Nigerian Athletes for the 2020 Tokyo Olympics are protesting for the ban placed on them for not meeting strict anti-doping test rules.
The protesting athletes carried placards with the inscription “Why should we suffer for someone else’s negligence”, “All we wanted to do was compete” and “We are not just alternates but potential medalists.”
Independent reported that about twenty athletes were banned following not meeting strict anti-doping test rules. Among the twenty, ten are from Nigeria and were ruled not eligible for the games after failing to meet anti-doping testing requirements, according to the Athletics Integrity Unit.
Other countries their athletes were banned are; Belarus, Bahrain, Ethiopia, Kenya, Morocco, and Ukraine.
According to reports, the above listed countries are regarded as “high-risk” because of the standard of their own domestic drug-testing programmes.
The Athletics Integrity Unit, which is the anti-doping watchdog for World Athletics, requires that all athletes from a Category A country must participate in a minimum of three no-notice out-of-competition tests.
And these must take place no less than three weeks apart in the 10 months leading up to a major event, such as the Olympics.

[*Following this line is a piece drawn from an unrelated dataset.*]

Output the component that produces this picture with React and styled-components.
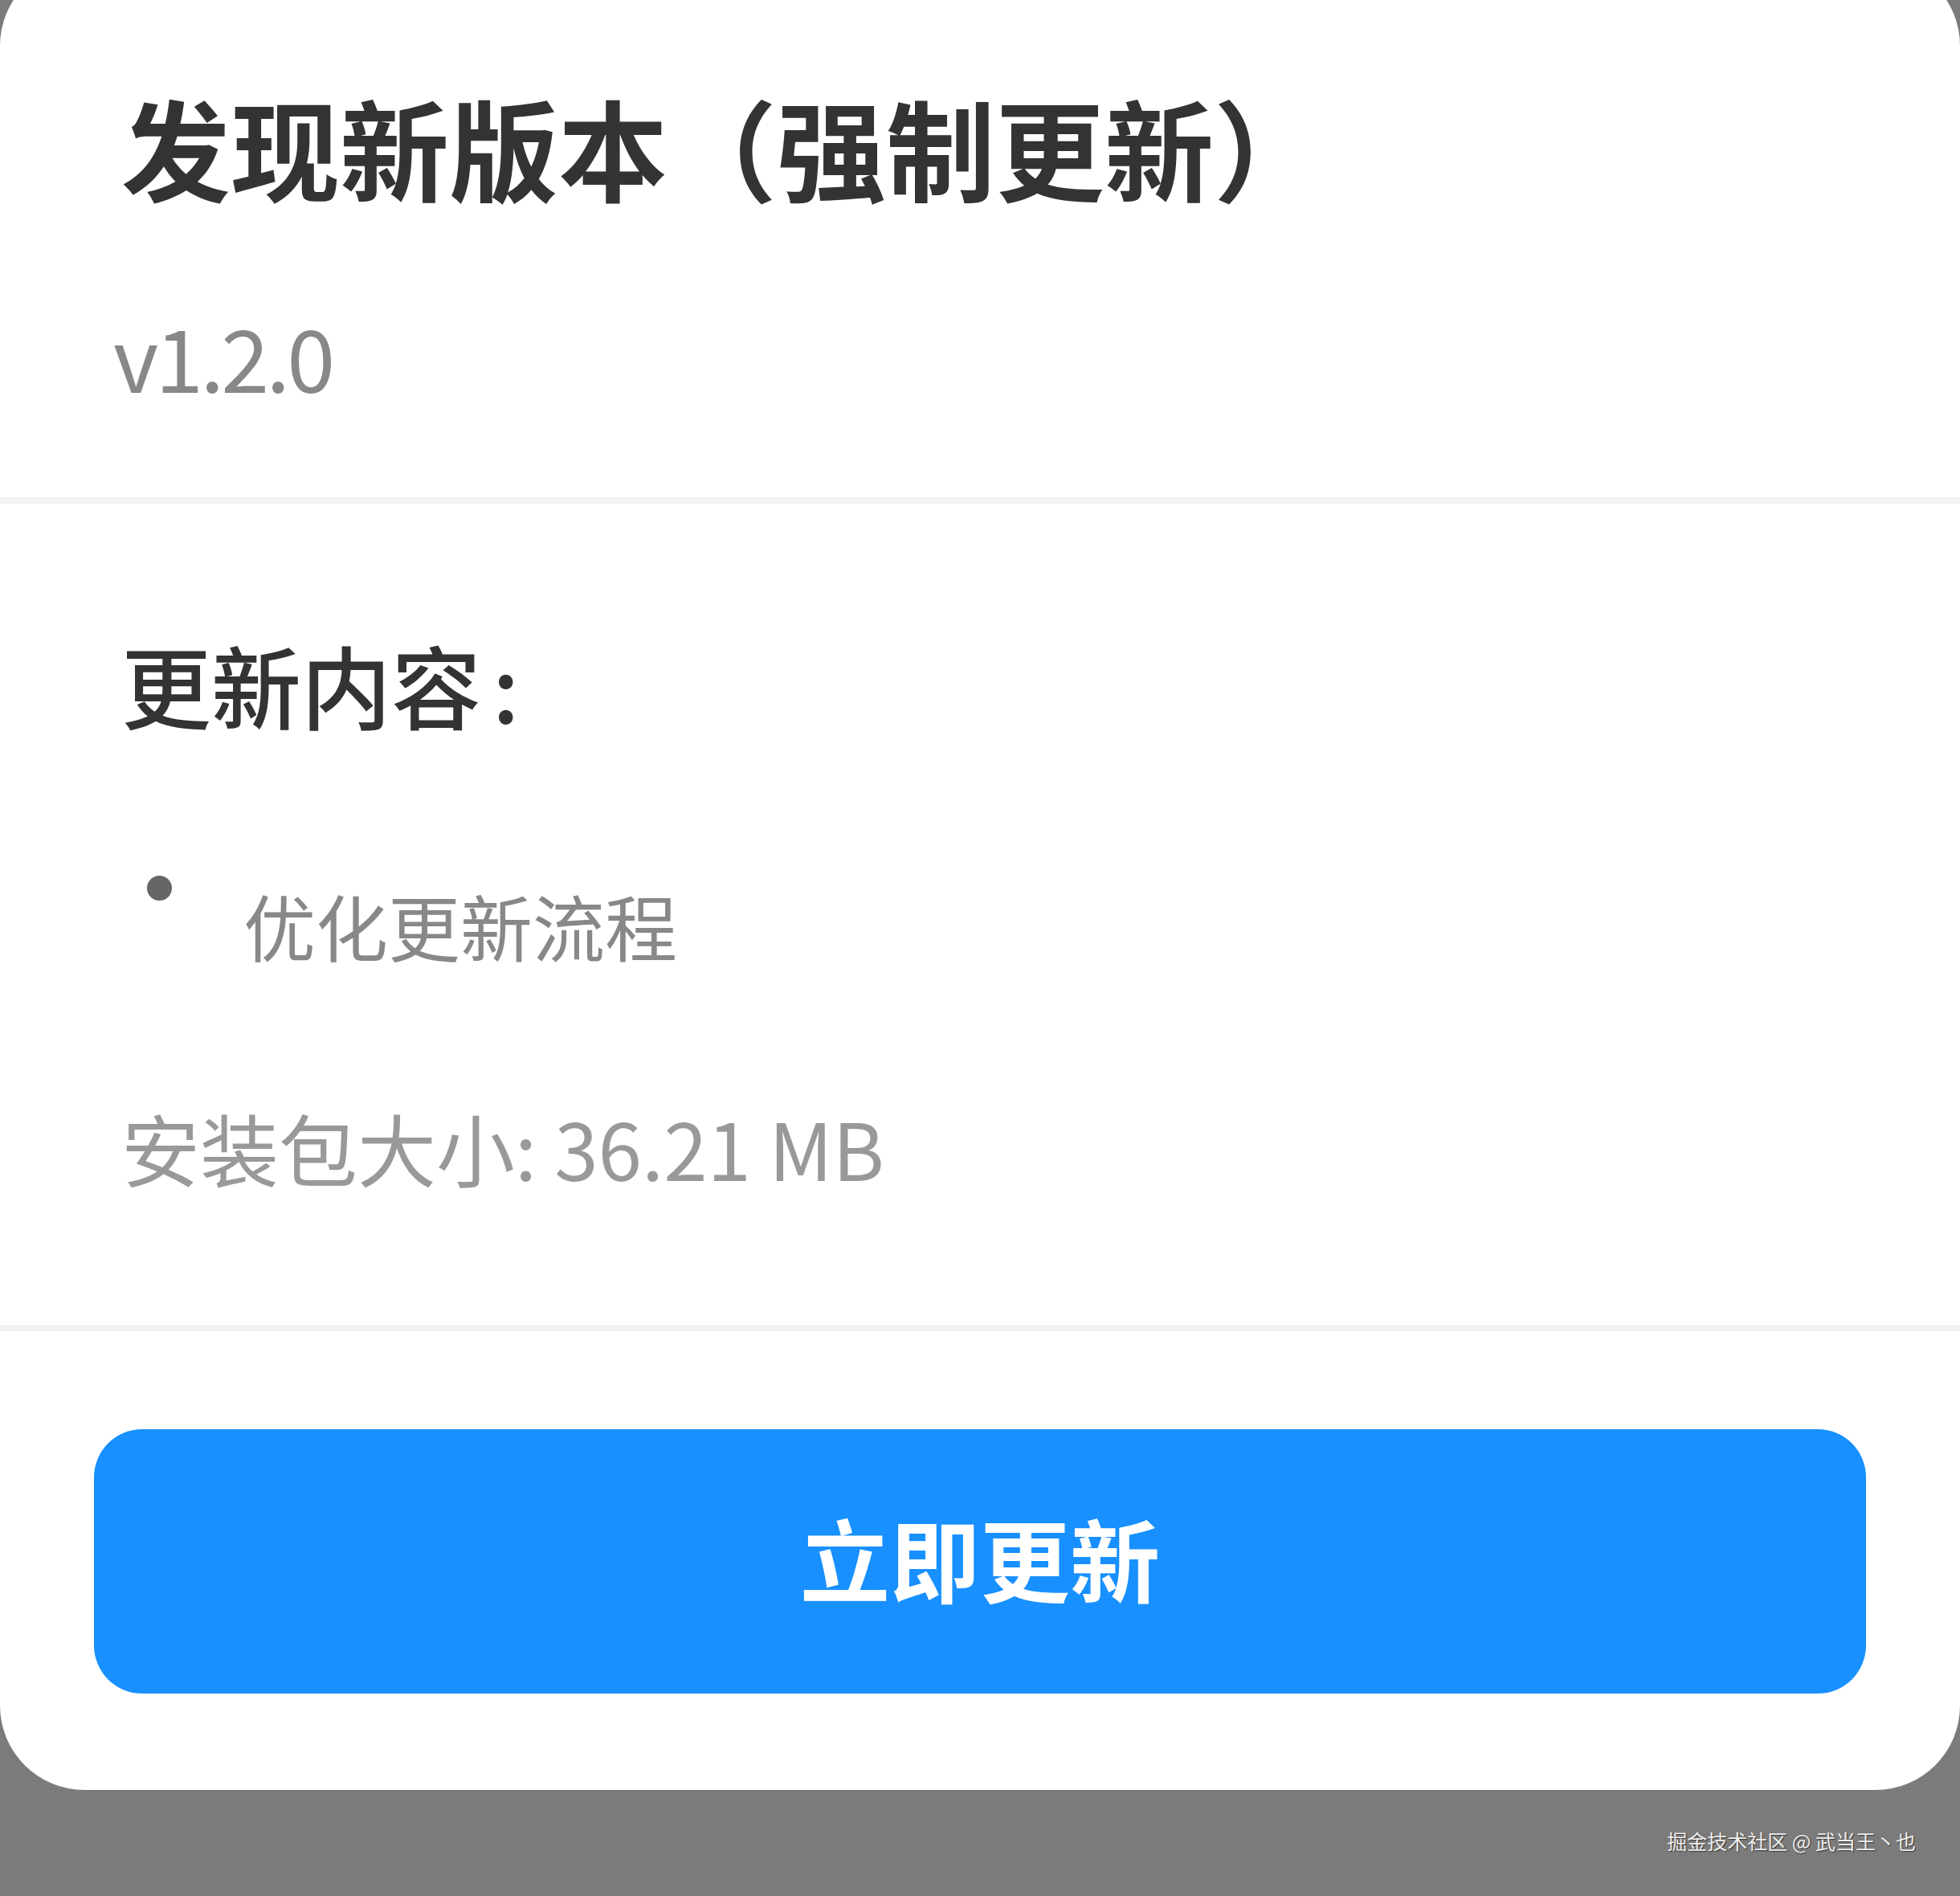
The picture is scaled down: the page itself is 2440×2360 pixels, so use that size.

“National Federations must play their part in supporting anti-doping efforts. The eligibility rules for athletes from ‘Category A’ countries are very clear and compliance is essential for cementing the required long-term changes and ensuring a level playing field for clean athletes,” said David Howman, Chair of the AIU Board.
“I must underline that there have been significant improvements in anti-doping efforts in most ‘Category A’ countries thanks to this rule.
“It is clear that the relevant National Federations in conjunction with their National Anti -Doping Organisations have started to take their testing responsibilities seriously, and I thank them for their efforts, but there remains a long way to go in some circumstances,” he added.
Nigeria was added to the Category A list in 2020 after a “continued period of weak domestic testing levels”, according to the AIU.